= GIVEN REQUEST =
Restate the material word for word and leave out anything that is a picture.
** START OF DATA BLOCK **
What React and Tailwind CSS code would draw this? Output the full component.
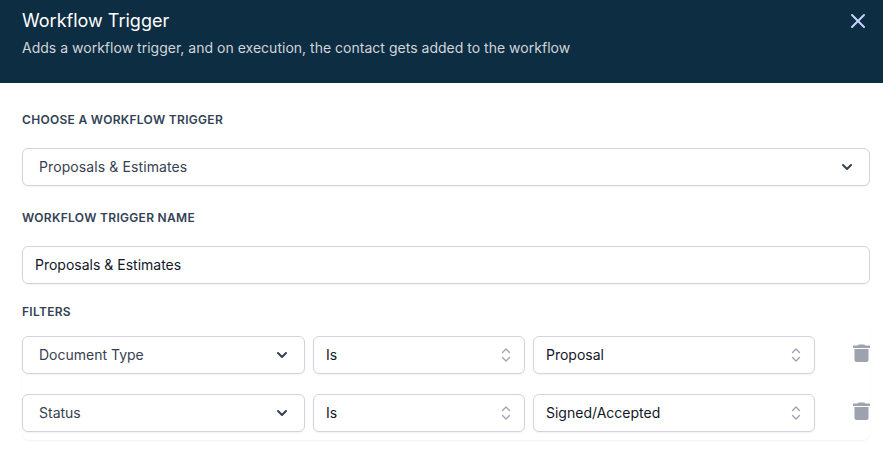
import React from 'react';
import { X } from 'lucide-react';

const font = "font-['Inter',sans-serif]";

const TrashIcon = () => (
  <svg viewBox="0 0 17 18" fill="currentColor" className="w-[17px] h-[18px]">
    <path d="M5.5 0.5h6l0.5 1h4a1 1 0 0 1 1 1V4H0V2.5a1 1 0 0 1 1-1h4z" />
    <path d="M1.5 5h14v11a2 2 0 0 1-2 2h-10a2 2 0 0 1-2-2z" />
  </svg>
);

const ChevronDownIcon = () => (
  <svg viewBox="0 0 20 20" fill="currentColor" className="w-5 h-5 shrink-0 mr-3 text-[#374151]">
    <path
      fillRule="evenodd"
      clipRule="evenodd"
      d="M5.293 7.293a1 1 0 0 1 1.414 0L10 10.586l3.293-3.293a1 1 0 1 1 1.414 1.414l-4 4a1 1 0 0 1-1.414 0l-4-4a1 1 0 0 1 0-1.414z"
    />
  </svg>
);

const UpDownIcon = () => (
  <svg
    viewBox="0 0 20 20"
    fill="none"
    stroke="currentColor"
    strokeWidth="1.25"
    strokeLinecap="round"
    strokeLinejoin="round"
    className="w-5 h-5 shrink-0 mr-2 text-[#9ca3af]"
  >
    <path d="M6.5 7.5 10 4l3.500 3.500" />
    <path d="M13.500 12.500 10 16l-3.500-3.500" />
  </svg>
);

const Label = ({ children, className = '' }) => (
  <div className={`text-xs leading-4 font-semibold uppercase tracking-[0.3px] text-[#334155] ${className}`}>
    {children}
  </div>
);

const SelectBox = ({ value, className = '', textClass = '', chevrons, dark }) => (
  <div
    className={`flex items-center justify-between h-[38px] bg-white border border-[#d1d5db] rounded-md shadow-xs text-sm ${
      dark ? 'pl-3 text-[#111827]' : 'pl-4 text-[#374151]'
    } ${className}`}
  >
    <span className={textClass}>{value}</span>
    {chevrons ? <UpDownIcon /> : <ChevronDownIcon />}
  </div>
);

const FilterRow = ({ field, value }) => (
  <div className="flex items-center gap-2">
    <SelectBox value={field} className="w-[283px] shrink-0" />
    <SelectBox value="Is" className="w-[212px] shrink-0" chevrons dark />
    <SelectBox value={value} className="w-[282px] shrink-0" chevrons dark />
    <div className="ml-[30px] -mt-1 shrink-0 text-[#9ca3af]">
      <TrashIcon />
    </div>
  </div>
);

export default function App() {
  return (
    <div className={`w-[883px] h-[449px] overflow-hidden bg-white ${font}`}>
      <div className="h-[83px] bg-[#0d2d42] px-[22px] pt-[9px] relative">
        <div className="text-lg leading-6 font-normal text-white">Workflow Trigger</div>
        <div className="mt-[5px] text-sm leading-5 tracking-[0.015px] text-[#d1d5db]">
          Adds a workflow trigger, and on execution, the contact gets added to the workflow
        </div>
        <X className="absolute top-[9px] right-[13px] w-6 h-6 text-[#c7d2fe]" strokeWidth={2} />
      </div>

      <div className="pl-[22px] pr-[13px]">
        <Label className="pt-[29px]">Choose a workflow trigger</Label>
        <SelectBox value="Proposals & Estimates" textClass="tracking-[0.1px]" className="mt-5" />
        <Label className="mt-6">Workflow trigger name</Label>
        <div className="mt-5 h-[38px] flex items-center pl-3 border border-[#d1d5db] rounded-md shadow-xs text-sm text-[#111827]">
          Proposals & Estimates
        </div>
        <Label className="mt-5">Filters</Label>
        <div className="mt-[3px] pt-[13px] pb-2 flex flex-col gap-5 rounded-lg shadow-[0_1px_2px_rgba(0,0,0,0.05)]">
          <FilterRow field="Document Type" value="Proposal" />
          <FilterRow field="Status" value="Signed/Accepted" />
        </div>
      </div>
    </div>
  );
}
** END OF DATA BLOCK **
= RESPONSE =
What React and Tailwind CSS code would draw this? Output the full component.
import React from 'react';
import { X } from 'lucide-react';

const font = "font-['Inter',sans-serif]";

const TrashIcon = () => (
  <svg viewBox="0 0 17 18" fill="currentColor" className="w-[17px] h-[18px]">
    <path d="M5.5 0.5h6l0.5 1h4a1 1 0 0 1 1 1V4H0V2.5a1 1 0 0 1 1-1h4z" />
    <path d="M1.5 5h14v11a2 2 0 0 1-2 2h-10a2 2 0 0 1-2-2z" />
  </svg>
);

const ChevronDownIcon = () => (
  <svg viewBox="0 0 20 20" fill="currentColor" className="w-5 h-5 shrink-0 mr-3 text-[#374151]">
    <path
      fillRule="evenodd"
      clipRule="evenodd"
      d="M5.293 7.293a1 1 0 0 1 1.414 0L10 10.586l3.293-3.293a1 1 0 1 1 1.414 1.414l-4 4a1 1 0 0 1-1.414 0l-4-4a1 1 0 0 1 0-1.414z"
    />
  </svg>
);

const UpDownIcon = () => (
  <svg
    viewBox="0 0 20 20"
    fill="none"
    stroke="currentColor"
    strokeWidth="1.25"
    strokeLinecap="round"
    strokeLinejoin="round"
    className="w-5 h-5 shrink-0 mr-2 text-[#9ca3af]"
  >
    <path d="M6.5 7.5 10 4l3.500 3.500" />
    <path d="M13.500 12.500 10 16l-3.500-3.500" />
  </svg>
);

const Label = ({ children, className = '' }) => (
  <div className={`text-xs leading-4 font-semibold uppercase tracking-[0.3px] text-[#334155] ${className}`}>
    {children}
  </div>
);

const SelectBox = ({ value, className = '', textClass = '', chevrons, dark }) => (
  <div
    className={`flex items-center justify-between h-[38px] bg-white border border-[#d1d5db] rounded-md shadow-xs text-sm ${
      dark ? 'pl-3 text-[#111827]' : 'pl-4 text-[#374151]'
    } ${className}`}
  >
    <span className={textClass}>{value}</span>
    {chevrons ? <UpDownIcon /> : <ChevronDownIcon />}
  </div>
);

const FilterRow = ({ field, value }) => (
  <div className="flex items-center gap-2">
    <SelectBox value={field} className="w-[283px] shrink-0" />
    <SelectBox value="Is" className="w-[212px] shrink-0" chevrons dark />
    <SelectBox value={value} className="w-[282px] shrink-0" chevrons dark />
    <div className="ml-[30px] -mt-1 shrink-0 text-[#9ca3af]">
      <TrashIcon />
    </div>
  </div>
);

export default function App() {
  return (
    <div className={`w-[883px] h-[449px] overflow-hidden bg-white ${font}`}>
      <div className="h-[83px] bg-[#0d2d42] px-[22px] pt-[9px] relative">
        <div className="text-lg leading-6 font-normal text-white">Workflow Trigger</div>
        <div className="mt-[5px] text-sm leading-5 tracking-[0.015px] text-[#d1d5db]">
          Adds a workflow trigger, and on execution, the contact gets added to the workflow
        </div>
        <X className="absolute top-[9px] right-[13px] w-6 h-6 text-[#c7d2fe]" strokeWidth={2} />
      </div>

      <div className="pl-[22px] pr-[13px]">
        <Label className="pt-[29px]">Choose a workflow trigger</Label>
        <SelectBox value="Proposals & Estimates" textClass="tracking-[0.1px]" className="mt-5" />
        <Label className="mt-6">Workflow trigger name</Label>
        <div className="mt-5 h-[38px] flex items-center pl-3 border border-[#d1d5db] rounded-md shadow-xs text-sm text-[#111827]">
          Proposals & Estimates
        </div>
        <Label className="mt-5">Filters</Label>
        <div className="mt-[3px] pt-[13px] pb-2 flex flex-col gap-5 rounded-lg shadow-[0_1px_2px_rgba(0,0,0,0.05)]">
          <FilterRow field="Document Type" value="Proposal" />
          <FilterRow field="Status" value="Signed/Accepted" />
        </div>
      </div>
    </div>
  );
}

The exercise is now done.